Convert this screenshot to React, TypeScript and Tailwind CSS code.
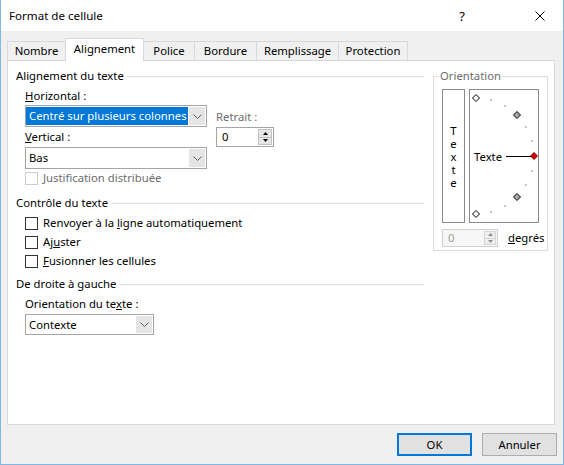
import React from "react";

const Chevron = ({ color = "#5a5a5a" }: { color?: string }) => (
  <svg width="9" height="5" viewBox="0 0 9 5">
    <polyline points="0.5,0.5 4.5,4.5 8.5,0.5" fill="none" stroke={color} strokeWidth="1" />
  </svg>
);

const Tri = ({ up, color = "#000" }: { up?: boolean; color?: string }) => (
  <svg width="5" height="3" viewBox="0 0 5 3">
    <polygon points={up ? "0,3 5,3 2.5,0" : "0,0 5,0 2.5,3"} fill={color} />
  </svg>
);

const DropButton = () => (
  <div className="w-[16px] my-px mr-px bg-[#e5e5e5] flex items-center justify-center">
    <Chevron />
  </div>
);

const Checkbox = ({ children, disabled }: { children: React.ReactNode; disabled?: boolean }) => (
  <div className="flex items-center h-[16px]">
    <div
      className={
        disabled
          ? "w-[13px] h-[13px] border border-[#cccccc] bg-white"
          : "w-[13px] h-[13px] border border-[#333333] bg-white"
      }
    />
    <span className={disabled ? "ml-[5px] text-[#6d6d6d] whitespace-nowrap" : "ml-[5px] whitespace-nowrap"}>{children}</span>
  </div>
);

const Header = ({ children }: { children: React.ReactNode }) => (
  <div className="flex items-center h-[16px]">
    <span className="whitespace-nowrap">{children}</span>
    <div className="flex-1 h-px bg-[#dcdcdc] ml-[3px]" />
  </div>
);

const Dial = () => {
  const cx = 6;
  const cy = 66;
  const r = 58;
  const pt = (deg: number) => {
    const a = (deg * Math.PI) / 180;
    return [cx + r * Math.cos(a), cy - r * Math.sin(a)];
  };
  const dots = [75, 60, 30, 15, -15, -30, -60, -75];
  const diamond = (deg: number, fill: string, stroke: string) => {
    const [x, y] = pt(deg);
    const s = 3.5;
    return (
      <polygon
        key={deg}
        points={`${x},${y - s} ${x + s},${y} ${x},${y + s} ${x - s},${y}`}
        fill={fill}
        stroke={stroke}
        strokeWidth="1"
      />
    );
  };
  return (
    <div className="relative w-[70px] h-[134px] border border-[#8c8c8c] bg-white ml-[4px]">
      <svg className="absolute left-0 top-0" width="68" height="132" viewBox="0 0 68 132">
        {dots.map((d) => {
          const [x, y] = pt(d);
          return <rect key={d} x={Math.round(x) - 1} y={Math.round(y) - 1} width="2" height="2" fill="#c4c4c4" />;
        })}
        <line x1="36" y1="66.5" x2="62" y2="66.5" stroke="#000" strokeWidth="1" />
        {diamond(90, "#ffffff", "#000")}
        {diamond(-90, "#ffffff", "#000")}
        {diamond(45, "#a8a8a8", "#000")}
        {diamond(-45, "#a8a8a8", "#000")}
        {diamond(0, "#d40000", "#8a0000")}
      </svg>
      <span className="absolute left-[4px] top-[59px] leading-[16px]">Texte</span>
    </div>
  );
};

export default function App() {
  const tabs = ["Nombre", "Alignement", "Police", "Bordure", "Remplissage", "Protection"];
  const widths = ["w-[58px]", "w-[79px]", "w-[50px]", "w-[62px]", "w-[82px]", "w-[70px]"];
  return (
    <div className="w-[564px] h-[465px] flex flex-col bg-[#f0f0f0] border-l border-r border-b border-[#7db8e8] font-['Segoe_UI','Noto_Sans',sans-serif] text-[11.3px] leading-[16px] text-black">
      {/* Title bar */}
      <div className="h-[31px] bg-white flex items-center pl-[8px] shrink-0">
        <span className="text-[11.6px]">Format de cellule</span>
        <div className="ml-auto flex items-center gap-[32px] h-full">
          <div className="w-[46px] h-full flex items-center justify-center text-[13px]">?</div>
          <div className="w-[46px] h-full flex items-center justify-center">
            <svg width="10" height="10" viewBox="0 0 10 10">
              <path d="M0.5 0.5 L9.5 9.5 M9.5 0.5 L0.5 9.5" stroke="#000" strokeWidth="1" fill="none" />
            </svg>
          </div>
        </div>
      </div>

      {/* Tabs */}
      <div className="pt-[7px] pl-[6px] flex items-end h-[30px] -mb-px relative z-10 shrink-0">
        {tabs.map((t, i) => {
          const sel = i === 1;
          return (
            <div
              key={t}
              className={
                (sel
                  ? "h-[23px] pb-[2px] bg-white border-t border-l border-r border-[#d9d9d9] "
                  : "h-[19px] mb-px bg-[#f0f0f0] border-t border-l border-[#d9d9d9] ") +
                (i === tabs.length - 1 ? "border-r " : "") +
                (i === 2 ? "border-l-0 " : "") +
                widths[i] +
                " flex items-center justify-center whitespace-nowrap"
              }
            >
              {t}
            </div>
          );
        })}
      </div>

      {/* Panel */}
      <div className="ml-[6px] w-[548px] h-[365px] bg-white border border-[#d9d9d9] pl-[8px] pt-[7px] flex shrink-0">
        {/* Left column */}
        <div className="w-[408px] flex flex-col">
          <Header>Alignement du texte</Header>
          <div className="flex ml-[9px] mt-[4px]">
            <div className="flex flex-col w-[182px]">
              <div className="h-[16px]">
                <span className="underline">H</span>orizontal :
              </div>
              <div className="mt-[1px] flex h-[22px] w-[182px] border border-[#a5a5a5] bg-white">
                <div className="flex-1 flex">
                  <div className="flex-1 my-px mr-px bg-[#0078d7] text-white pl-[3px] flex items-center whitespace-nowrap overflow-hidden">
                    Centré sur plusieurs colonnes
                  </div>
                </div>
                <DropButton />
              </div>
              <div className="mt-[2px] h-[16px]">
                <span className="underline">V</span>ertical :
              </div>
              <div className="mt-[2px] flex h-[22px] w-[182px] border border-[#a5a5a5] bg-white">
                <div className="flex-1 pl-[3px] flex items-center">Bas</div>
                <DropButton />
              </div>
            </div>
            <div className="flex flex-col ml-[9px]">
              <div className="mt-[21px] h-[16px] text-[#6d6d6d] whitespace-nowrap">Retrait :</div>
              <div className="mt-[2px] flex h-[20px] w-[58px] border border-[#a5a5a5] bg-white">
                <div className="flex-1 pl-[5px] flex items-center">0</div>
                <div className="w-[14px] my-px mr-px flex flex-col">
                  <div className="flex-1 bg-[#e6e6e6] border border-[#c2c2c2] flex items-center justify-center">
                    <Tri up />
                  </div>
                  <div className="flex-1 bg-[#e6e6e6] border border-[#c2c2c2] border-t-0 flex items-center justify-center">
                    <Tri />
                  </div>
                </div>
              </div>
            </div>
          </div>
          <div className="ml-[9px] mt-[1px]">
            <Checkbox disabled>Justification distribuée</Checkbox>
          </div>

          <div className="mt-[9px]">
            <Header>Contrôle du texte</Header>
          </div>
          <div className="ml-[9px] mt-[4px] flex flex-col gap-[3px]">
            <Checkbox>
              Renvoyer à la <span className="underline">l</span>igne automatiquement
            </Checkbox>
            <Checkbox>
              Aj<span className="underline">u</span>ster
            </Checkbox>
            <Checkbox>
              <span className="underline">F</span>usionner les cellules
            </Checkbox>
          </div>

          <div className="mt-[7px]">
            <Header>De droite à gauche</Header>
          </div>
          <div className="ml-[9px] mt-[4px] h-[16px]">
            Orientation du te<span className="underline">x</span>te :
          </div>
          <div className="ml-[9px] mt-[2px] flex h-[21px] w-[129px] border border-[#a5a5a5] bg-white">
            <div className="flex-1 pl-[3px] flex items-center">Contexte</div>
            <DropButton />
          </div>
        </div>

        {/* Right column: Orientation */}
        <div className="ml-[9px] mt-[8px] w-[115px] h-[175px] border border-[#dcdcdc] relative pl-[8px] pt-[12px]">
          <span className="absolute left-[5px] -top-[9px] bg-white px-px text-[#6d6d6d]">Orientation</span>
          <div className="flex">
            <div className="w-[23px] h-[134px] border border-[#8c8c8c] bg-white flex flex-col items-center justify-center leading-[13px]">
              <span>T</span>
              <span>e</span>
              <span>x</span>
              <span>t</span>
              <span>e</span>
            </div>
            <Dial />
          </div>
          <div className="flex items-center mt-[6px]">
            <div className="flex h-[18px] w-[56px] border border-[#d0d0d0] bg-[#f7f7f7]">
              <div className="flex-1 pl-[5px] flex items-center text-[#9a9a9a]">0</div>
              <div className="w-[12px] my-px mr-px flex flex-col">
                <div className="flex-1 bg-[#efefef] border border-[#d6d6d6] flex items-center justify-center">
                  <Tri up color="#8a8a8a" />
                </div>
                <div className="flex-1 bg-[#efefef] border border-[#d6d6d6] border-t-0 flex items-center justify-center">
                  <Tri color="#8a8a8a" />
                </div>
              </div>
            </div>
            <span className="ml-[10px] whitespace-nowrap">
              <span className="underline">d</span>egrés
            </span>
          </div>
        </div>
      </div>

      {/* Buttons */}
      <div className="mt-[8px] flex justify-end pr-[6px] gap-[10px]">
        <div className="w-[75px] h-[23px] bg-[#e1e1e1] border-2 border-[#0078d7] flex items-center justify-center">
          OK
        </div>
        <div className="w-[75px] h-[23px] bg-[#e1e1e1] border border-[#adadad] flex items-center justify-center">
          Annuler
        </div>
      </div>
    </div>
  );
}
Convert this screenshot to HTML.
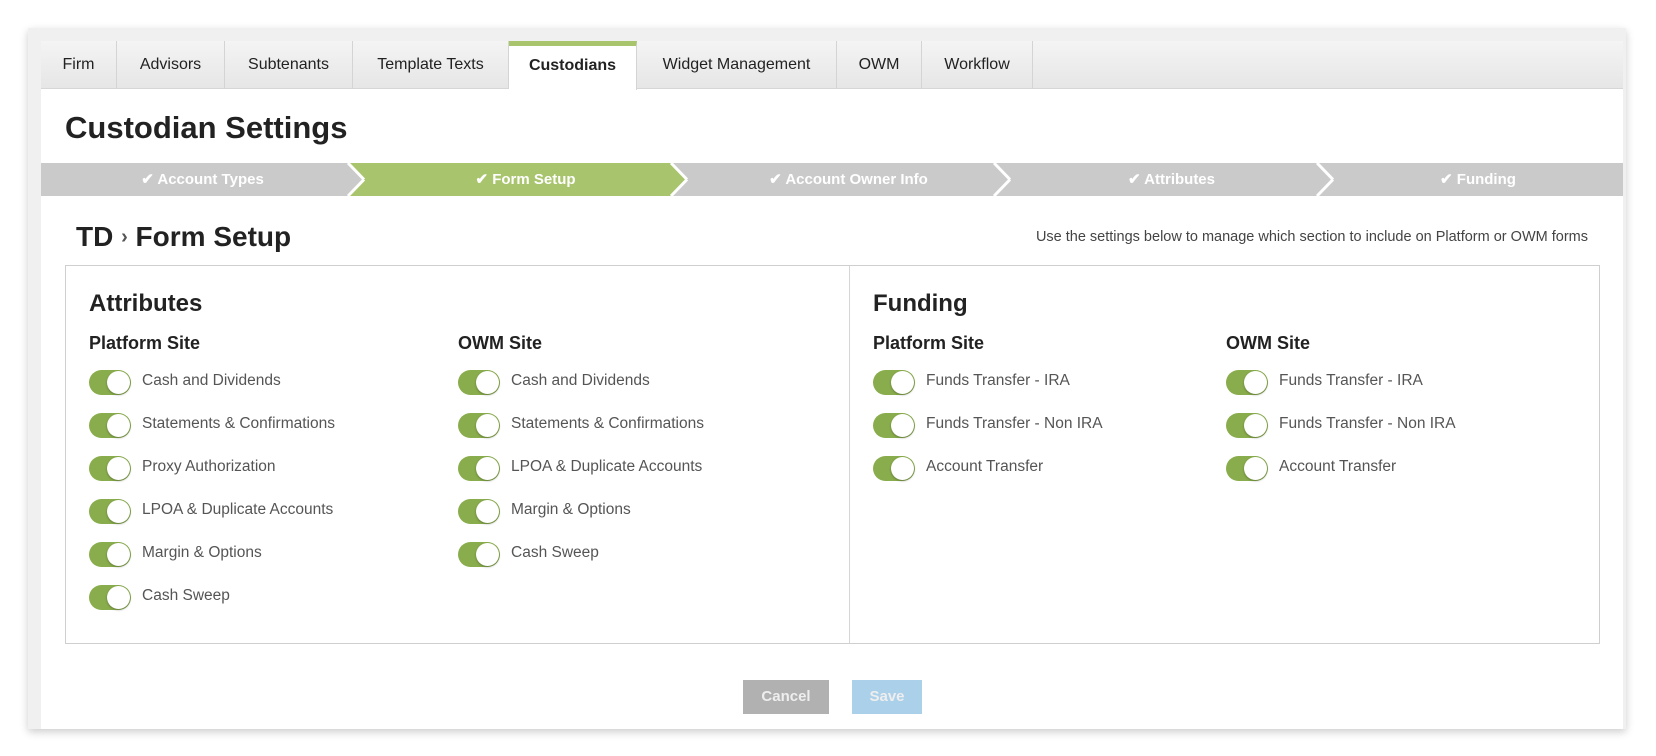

EXERCISE PROMPT: Restate the lines of the records exactly, starting at the first and stopping after the line with "import React from". Leave out any picture.

PROBLEM SOLUTION:
Convert this screenshot to React, TypeScript and Tailwind CSS code.
import React from "react";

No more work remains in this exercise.